▶ EXERCISE DIRECTIONS: Scan the records for the line containing "Write a component"; extract it and all later lines, verbatim, through the end, and nothing before it.

▶ DATA FOR THIS TASK:
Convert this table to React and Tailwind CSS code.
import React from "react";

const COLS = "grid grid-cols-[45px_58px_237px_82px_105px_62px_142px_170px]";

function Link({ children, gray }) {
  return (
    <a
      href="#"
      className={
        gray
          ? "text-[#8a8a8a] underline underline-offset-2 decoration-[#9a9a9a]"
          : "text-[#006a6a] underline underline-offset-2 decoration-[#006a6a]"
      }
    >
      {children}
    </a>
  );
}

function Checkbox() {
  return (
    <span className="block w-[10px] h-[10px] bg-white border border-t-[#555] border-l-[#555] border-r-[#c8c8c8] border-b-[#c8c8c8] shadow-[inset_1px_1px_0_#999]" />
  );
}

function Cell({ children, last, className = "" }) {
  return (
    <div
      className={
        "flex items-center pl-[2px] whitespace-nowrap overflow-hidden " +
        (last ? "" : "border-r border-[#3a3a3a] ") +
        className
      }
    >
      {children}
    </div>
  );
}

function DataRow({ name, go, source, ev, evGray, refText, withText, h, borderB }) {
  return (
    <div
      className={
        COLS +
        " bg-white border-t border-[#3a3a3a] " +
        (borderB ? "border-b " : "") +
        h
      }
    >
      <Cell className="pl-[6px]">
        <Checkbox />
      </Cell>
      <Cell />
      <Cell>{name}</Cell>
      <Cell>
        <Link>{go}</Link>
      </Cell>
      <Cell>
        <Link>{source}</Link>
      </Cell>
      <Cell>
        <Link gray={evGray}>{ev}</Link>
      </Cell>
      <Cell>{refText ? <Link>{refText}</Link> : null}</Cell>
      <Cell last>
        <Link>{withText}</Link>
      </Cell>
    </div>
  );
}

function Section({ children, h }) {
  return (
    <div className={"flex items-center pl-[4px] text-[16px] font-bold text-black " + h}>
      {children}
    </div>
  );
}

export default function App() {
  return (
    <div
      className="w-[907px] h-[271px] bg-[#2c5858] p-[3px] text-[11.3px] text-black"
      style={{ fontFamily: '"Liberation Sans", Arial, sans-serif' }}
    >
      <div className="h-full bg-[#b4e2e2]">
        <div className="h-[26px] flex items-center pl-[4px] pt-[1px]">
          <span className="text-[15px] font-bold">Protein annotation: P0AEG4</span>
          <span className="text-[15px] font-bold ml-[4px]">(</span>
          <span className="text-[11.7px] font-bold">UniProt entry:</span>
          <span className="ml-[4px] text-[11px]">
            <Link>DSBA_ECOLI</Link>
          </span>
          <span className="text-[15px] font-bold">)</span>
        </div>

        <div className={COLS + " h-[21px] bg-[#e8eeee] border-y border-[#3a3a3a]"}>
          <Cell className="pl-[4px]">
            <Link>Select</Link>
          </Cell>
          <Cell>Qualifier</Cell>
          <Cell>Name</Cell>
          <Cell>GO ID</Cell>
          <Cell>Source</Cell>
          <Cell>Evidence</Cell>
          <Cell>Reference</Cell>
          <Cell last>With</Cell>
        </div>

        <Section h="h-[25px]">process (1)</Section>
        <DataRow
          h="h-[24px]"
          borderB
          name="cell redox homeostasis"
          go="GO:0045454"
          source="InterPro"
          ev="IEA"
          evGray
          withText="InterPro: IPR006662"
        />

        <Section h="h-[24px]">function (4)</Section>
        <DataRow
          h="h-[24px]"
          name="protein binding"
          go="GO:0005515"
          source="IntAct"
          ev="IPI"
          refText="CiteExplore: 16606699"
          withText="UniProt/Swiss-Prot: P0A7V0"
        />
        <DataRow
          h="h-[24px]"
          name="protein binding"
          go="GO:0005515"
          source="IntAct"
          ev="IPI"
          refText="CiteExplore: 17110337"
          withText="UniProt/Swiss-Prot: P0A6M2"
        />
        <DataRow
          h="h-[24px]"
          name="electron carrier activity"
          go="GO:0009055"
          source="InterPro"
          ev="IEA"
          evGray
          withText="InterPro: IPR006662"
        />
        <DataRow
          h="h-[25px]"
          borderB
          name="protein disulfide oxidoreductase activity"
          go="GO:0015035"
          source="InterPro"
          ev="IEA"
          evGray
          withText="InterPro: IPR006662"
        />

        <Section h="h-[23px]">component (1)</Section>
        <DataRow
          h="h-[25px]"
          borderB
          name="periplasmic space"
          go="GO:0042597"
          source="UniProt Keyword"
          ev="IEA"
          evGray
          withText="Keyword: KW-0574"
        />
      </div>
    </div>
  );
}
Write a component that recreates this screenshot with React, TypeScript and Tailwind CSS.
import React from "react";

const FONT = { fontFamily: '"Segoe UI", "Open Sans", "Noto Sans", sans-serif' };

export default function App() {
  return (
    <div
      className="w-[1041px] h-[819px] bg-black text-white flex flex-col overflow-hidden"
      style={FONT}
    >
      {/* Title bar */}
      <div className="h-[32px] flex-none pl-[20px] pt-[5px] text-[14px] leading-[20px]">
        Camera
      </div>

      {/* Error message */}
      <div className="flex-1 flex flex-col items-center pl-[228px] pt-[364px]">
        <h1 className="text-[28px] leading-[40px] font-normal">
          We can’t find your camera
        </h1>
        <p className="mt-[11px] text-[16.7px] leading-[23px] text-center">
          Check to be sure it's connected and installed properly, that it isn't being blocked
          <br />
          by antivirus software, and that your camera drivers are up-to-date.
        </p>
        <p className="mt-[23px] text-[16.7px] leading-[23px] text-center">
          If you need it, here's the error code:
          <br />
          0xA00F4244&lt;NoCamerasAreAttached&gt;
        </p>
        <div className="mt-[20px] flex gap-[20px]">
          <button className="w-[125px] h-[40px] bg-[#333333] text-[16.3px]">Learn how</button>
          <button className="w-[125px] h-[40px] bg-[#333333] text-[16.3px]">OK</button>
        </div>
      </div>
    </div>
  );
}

▶ COMPLETE RESPONSE:
Write a component that recreates this screenshot with React, TypeScript and Tailwind CSS.
import React from "react";

const FONT = { fontFamily: '"Segoe UI", "Open Sans", "Noto Sans", sans-serif' };

export default function App() {
  return (
    <div
      className="w-[1041px] h-[819px] bg-black text-white flex flex-col overflow-hidden"
      style={FONT}
    >
      {/* Title bar */}
      <div className="h-[32px] flex-none pl-[20px] pt-[5px] text-[14px] leading-[20px]">
        Camera
      </div>

      {/* Error message */}
      <div className="flex-1 flex flex-col items-center pl-[228px] pt-[364px]">
        <h1 className="text-[28px] leading-[40px] font-normal">
          We can’t find your camera
        </h1>
        <p className="mt-[11px] text-[16.7px] leading-[23px] text-center">
          Check to be sure it's connected and installed properly, that it isn't being blocked
          <br />
          by antivirus software, and that your camera drivers are up-to-date.
        </p>
        <p className="mt-[23px] text-[16.7px] leading-[23px] text-center">
          If you need it, here's the error code:
          <br />
          0xA00F4244&lt;NoCamerasAreAttached&gt;
        </p>
        <div className="mt-[20px] flex gap-[20px]">
          <button className="w-[125px] h-[40px] bg-[#333333] text-[16.3px]">Learn how</button>
          <button className="w-[125px] h-[40px] bg-[#333333] text-[16.3px]">OK</button>
        </div>
      </div>
    </div>
  );
}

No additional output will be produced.